● EXERCISE MATERIALS:
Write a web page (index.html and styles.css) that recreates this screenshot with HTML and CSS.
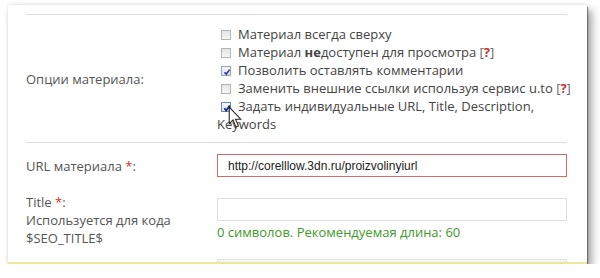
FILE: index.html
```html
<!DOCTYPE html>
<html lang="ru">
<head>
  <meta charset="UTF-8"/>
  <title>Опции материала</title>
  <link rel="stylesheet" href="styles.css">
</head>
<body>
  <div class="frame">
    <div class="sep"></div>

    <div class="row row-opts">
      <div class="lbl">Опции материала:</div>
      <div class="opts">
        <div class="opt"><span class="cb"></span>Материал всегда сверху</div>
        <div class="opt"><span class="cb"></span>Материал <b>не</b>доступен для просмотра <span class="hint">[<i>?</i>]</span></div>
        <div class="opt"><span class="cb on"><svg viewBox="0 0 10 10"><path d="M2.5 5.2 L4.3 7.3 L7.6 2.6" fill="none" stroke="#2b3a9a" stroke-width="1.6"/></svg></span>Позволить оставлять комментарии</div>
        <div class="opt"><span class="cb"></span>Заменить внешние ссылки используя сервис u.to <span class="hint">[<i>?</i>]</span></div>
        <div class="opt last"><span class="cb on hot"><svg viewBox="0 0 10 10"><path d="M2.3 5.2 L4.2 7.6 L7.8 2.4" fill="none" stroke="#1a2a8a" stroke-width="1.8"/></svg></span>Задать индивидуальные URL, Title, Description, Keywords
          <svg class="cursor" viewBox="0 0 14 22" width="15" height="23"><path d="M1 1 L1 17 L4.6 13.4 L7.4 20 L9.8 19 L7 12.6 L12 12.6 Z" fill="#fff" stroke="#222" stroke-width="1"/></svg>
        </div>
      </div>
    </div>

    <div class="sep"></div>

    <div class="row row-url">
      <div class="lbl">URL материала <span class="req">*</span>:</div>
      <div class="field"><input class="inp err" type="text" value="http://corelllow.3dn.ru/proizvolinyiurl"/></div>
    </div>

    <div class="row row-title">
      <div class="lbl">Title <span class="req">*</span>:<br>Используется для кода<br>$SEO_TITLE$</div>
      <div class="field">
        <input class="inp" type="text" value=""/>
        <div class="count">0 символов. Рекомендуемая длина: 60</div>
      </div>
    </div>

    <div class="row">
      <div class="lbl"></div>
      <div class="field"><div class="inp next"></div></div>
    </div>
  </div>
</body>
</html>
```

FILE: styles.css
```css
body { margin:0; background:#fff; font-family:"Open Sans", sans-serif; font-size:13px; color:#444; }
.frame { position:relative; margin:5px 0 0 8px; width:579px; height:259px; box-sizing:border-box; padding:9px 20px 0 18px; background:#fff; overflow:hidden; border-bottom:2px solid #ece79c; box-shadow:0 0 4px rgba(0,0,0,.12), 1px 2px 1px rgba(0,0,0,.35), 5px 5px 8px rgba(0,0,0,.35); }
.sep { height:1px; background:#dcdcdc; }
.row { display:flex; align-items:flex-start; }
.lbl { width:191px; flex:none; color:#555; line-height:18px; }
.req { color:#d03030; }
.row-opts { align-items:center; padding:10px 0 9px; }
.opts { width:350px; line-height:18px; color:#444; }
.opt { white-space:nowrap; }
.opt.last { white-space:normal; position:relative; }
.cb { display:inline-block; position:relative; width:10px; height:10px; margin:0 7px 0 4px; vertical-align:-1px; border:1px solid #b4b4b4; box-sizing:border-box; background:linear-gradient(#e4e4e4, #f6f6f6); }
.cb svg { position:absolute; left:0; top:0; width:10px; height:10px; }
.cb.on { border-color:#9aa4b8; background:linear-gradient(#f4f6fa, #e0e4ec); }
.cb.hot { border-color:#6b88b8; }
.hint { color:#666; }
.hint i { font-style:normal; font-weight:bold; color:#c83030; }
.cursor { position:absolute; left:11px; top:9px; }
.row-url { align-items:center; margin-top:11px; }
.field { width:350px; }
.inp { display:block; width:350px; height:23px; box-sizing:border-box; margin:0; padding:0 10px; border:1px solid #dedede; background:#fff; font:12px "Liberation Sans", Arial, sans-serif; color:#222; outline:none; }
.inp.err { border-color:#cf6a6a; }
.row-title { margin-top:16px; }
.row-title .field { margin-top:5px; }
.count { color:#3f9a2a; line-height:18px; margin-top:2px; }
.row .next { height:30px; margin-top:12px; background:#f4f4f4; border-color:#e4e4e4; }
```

...

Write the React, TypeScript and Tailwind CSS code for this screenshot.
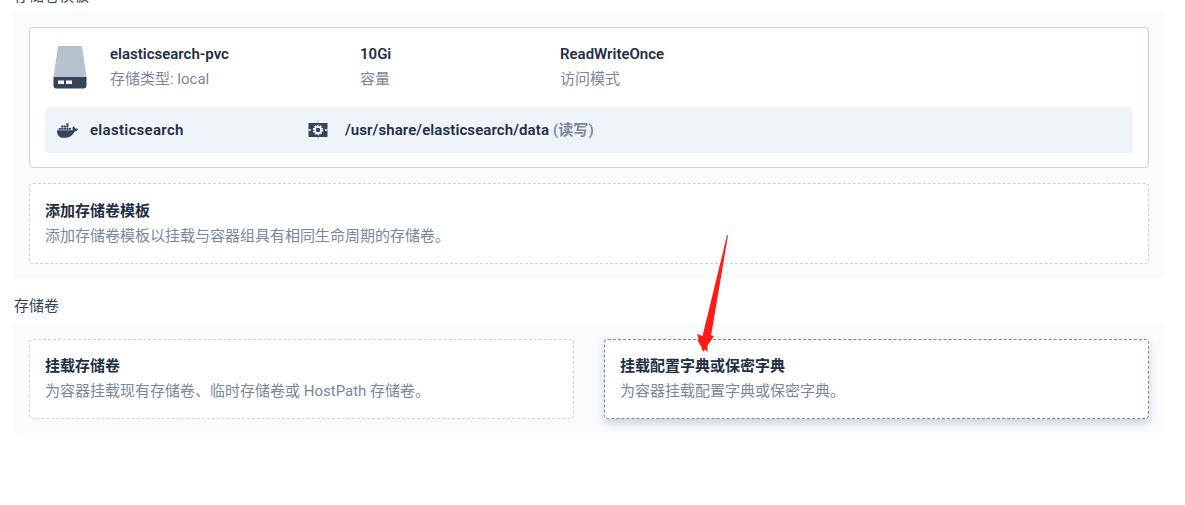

● REQUEST: Copy each line above that contains the string "styles".

● THE SOLUTION:
Write a web page (index.html and styles.css) that recreates this screenshot with HTML and CSS.
  <link rel="stylesheet" href="styles.css">
FILE: styles.css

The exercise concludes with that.